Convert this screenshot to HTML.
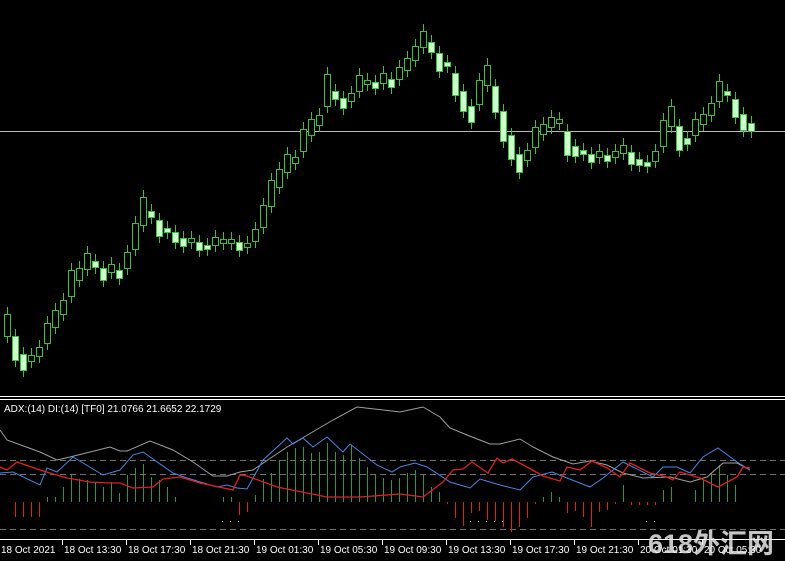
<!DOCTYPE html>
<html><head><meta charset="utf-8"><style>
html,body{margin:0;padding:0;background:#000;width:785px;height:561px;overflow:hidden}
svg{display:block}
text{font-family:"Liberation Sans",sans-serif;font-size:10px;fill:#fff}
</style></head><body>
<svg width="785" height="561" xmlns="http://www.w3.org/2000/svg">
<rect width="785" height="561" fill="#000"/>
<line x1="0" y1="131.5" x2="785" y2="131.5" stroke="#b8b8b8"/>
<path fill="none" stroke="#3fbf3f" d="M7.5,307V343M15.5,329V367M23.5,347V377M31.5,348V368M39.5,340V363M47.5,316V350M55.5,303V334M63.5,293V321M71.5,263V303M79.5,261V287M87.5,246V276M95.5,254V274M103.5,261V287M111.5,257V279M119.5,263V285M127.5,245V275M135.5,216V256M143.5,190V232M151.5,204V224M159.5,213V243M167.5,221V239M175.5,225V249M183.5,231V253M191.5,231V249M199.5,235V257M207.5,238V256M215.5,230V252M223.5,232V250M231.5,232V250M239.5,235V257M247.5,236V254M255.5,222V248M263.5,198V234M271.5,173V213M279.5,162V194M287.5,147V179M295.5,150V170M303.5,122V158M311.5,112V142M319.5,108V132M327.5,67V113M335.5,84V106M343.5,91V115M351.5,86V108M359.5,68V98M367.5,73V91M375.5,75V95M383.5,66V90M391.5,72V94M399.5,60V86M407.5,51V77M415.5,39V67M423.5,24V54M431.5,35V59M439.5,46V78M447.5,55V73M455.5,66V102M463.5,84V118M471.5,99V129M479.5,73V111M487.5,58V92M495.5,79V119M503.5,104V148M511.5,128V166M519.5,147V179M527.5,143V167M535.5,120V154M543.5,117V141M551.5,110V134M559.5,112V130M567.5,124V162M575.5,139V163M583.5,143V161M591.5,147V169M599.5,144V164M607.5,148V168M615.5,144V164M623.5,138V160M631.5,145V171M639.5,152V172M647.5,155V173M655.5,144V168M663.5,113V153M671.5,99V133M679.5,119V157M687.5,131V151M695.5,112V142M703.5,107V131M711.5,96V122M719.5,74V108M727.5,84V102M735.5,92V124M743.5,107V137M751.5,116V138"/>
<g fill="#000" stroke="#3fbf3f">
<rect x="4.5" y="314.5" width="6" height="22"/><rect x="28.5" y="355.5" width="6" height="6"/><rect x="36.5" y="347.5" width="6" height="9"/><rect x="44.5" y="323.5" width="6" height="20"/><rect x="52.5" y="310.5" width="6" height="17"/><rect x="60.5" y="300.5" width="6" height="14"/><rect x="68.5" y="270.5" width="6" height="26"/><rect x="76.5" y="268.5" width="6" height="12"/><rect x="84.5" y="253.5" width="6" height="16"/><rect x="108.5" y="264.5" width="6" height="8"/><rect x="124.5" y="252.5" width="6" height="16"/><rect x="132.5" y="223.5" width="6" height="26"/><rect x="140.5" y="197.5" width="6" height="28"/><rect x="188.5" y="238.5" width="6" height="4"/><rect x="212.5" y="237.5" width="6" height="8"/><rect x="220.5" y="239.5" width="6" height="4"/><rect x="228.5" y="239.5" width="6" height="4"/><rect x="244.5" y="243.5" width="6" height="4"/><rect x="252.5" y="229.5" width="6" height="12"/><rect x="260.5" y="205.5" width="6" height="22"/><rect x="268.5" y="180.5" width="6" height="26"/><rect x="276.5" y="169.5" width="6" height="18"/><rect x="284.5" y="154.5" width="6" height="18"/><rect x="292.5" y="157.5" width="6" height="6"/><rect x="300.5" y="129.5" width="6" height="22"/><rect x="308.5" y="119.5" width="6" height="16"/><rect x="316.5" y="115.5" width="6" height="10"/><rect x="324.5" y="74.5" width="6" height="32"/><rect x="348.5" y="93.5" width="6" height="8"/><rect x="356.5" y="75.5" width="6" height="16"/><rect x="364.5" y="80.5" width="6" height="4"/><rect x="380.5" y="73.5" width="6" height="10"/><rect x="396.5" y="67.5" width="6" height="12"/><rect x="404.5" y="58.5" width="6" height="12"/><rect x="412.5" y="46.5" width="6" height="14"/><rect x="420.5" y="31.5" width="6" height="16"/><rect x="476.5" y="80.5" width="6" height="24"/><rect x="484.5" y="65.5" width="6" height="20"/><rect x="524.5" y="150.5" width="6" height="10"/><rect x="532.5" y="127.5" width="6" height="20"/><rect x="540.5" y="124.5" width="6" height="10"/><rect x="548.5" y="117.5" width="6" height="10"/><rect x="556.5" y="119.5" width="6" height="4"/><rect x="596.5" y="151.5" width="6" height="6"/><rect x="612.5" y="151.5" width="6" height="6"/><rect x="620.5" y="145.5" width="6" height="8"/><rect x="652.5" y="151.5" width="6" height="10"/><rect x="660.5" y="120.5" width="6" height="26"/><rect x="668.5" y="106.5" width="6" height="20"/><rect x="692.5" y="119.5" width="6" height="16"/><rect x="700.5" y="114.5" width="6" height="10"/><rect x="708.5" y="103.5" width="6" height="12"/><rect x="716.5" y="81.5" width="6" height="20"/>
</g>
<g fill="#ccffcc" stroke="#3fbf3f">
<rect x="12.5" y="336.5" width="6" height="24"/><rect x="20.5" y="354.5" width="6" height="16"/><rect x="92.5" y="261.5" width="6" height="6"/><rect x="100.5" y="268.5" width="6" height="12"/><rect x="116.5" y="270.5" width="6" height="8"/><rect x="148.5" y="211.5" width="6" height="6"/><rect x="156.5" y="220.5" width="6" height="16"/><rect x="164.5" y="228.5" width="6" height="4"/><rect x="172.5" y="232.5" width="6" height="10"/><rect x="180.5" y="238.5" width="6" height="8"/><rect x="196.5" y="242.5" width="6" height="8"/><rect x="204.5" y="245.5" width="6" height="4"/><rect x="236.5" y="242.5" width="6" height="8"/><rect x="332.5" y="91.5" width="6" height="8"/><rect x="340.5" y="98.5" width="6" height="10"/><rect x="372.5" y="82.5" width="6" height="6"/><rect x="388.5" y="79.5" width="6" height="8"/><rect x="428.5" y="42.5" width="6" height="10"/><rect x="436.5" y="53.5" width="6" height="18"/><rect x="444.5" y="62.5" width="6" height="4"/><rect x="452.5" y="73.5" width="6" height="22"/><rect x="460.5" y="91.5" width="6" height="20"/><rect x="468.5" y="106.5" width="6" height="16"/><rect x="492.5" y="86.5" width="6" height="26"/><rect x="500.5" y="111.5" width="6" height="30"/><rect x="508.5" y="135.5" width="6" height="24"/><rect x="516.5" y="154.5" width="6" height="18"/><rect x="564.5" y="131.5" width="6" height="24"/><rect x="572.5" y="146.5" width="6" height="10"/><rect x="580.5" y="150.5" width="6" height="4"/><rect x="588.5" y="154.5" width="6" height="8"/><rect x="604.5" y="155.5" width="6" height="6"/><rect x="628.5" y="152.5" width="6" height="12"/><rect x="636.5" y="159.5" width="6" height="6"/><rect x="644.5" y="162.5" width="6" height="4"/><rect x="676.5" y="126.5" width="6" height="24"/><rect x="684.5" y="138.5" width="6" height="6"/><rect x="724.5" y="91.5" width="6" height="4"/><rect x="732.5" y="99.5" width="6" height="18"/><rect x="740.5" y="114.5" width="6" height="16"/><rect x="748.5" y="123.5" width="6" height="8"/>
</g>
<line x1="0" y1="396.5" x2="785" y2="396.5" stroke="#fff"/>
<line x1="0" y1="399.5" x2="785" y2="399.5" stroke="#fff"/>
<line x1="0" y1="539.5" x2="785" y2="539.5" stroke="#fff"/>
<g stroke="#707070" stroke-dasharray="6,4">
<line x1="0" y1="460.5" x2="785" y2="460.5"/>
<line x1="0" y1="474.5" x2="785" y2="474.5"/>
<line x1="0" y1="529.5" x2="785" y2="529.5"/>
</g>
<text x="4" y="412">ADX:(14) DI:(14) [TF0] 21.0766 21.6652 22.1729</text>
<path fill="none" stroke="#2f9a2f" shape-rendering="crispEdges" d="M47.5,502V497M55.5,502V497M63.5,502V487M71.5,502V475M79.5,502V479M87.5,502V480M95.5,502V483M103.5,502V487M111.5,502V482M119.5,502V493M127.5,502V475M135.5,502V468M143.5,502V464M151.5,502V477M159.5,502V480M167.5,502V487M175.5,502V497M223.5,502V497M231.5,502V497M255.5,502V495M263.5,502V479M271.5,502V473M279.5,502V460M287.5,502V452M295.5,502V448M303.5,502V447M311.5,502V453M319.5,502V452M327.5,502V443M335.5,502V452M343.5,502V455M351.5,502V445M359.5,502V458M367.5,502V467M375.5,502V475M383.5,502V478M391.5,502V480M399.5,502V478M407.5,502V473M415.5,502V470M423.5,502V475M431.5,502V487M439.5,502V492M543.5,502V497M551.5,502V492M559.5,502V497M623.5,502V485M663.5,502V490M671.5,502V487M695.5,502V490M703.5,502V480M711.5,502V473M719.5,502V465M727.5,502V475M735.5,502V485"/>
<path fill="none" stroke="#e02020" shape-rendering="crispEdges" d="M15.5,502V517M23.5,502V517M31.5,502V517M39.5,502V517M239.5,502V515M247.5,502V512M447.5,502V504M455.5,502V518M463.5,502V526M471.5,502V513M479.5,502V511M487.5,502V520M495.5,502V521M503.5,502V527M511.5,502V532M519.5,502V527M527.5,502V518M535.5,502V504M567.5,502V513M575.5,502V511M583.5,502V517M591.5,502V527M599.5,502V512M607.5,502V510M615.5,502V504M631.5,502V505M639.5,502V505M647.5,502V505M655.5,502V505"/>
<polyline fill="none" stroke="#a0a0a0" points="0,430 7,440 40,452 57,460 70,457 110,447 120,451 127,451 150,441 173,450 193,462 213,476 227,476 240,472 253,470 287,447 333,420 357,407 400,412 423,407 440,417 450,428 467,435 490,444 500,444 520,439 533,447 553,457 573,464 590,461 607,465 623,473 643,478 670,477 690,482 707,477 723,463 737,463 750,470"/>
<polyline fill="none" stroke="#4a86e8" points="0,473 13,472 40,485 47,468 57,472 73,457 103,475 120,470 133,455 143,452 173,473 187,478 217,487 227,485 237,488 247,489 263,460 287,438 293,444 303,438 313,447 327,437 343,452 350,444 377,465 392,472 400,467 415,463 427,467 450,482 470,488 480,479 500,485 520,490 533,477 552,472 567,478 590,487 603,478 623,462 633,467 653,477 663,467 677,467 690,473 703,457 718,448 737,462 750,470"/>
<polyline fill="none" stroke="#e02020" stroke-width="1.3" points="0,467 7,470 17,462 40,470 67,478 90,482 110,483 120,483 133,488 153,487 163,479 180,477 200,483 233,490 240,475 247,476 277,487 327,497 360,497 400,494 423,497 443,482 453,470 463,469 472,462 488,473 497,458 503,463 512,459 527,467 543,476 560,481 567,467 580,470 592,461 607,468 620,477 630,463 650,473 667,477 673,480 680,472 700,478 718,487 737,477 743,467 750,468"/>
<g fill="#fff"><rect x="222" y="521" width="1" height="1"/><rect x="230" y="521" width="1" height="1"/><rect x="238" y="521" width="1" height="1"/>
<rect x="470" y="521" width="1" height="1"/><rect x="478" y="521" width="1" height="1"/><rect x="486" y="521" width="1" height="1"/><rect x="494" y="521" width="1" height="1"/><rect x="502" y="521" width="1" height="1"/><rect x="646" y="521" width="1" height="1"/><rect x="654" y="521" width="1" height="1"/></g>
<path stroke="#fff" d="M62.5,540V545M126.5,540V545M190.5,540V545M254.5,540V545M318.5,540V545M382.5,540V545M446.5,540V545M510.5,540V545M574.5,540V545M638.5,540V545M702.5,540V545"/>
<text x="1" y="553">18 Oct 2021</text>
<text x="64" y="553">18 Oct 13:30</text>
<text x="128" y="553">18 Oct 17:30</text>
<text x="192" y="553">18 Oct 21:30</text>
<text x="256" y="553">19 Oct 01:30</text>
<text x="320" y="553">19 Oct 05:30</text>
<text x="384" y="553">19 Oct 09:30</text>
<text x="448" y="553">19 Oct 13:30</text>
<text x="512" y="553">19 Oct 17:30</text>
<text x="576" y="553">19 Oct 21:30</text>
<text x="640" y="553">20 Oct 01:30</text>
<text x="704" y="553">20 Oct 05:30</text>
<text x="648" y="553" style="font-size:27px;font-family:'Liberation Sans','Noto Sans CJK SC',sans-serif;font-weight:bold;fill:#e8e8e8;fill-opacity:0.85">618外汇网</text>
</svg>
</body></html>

* * *

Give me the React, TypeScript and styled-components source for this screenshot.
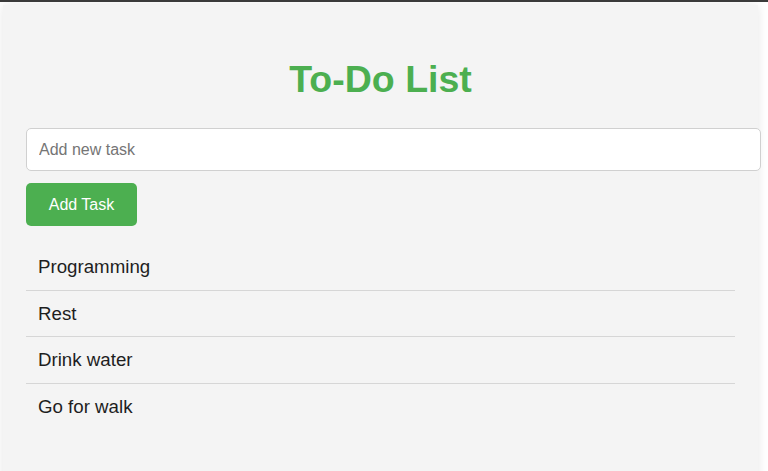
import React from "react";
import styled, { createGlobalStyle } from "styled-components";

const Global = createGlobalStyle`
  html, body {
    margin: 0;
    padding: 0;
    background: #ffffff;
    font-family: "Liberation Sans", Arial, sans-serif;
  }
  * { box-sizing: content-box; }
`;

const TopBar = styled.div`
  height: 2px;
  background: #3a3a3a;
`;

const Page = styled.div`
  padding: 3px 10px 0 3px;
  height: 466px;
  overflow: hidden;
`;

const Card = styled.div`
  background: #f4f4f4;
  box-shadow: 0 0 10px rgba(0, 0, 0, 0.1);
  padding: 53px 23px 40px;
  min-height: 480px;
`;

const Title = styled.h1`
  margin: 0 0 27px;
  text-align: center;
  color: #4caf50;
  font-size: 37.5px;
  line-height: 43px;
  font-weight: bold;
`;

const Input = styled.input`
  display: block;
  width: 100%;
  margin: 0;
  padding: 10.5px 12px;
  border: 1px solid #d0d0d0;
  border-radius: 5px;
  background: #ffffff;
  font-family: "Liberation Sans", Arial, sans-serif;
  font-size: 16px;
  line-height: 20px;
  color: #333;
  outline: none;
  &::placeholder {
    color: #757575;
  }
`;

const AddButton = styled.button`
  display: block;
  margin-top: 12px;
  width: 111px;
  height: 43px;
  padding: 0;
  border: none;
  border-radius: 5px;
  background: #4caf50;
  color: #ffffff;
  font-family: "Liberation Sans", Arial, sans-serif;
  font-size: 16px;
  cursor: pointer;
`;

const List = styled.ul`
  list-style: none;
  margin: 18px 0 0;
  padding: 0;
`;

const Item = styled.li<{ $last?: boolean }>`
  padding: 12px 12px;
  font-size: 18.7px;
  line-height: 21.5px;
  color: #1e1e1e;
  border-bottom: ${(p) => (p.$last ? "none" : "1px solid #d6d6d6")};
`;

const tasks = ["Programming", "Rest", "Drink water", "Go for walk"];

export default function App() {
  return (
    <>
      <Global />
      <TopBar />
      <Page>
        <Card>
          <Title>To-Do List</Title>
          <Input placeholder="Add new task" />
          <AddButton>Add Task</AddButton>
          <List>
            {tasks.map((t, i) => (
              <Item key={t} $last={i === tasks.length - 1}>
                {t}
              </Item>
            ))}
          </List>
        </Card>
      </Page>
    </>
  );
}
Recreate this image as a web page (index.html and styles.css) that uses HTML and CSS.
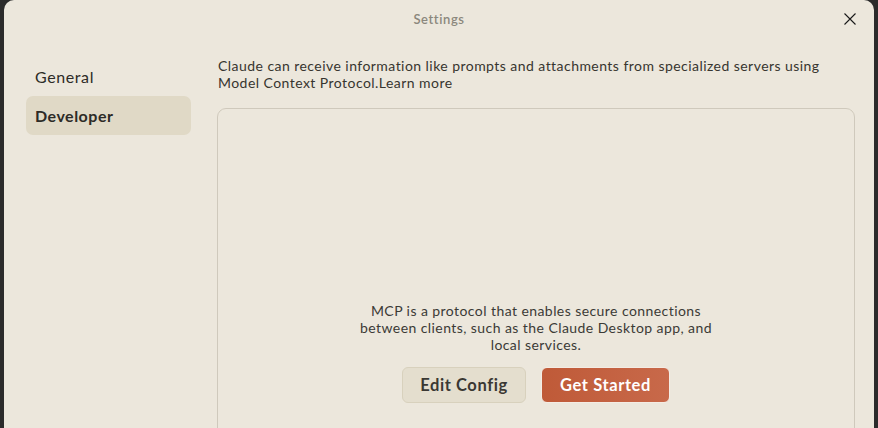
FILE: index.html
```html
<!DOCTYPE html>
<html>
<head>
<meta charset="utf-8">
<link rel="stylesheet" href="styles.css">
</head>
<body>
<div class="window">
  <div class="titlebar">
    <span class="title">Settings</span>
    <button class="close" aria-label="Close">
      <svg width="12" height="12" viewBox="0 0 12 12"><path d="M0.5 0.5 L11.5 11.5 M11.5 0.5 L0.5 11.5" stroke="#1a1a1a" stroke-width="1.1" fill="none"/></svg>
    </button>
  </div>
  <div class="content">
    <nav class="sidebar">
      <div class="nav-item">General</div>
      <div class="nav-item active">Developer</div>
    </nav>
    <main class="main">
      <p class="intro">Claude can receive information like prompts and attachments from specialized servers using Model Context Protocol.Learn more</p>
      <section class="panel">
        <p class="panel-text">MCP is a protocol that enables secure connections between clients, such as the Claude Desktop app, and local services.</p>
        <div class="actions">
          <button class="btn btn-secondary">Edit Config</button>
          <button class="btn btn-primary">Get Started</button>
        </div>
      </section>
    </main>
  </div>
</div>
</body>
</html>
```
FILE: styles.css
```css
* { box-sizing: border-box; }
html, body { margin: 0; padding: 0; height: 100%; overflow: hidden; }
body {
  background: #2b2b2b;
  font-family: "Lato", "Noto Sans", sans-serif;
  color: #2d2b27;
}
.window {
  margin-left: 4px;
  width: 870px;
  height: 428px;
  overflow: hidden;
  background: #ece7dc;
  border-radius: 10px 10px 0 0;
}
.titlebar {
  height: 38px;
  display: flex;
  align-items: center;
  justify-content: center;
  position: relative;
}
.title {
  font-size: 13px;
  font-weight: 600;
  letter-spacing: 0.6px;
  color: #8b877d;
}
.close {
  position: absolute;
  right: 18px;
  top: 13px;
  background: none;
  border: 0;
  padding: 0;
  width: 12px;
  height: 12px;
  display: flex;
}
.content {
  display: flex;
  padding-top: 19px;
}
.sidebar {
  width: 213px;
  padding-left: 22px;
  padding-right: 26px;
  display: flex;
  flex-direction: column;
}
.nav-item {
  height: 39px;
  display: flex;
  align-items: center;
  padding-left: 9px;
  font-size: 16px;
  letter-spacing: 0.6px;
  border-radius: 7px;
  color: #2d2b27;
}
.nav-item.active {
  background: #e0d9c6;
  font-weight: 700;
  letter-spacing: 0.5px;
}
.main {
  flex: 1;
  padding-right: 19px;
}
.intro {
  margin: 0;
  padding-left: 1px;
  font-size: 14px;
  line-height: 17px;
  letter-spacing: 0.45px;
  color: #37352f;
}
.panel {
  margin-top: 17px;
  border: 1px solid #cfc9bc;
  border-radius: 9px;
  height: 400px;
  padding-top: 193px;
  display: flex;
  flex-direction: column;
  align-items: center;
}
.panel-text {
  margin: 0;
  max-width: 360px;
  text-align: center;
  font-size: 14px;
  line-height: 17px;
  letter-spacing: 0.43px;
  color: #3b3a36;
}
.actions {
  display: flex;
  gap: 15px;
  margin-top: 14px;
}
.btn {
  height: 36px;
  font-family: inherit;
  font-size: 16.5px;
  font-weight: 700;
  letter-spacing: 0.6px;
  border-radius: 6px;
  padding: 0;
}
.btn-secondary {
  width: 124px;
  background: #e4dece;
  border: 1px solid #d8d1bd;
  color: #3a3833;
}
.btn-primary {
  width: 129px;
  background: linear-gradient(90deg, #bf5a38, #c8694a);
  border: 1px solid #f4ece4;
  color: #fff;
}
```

_Stated exercise:_
Return each line that includes "this".

_Solved exercise:_
Convert this screenshot to HTML.
Give me the React, TypeScript and styled-components source for this screenshot.
Recreate this image as a web page (index.html and styles.css) that uses HTML and CSS.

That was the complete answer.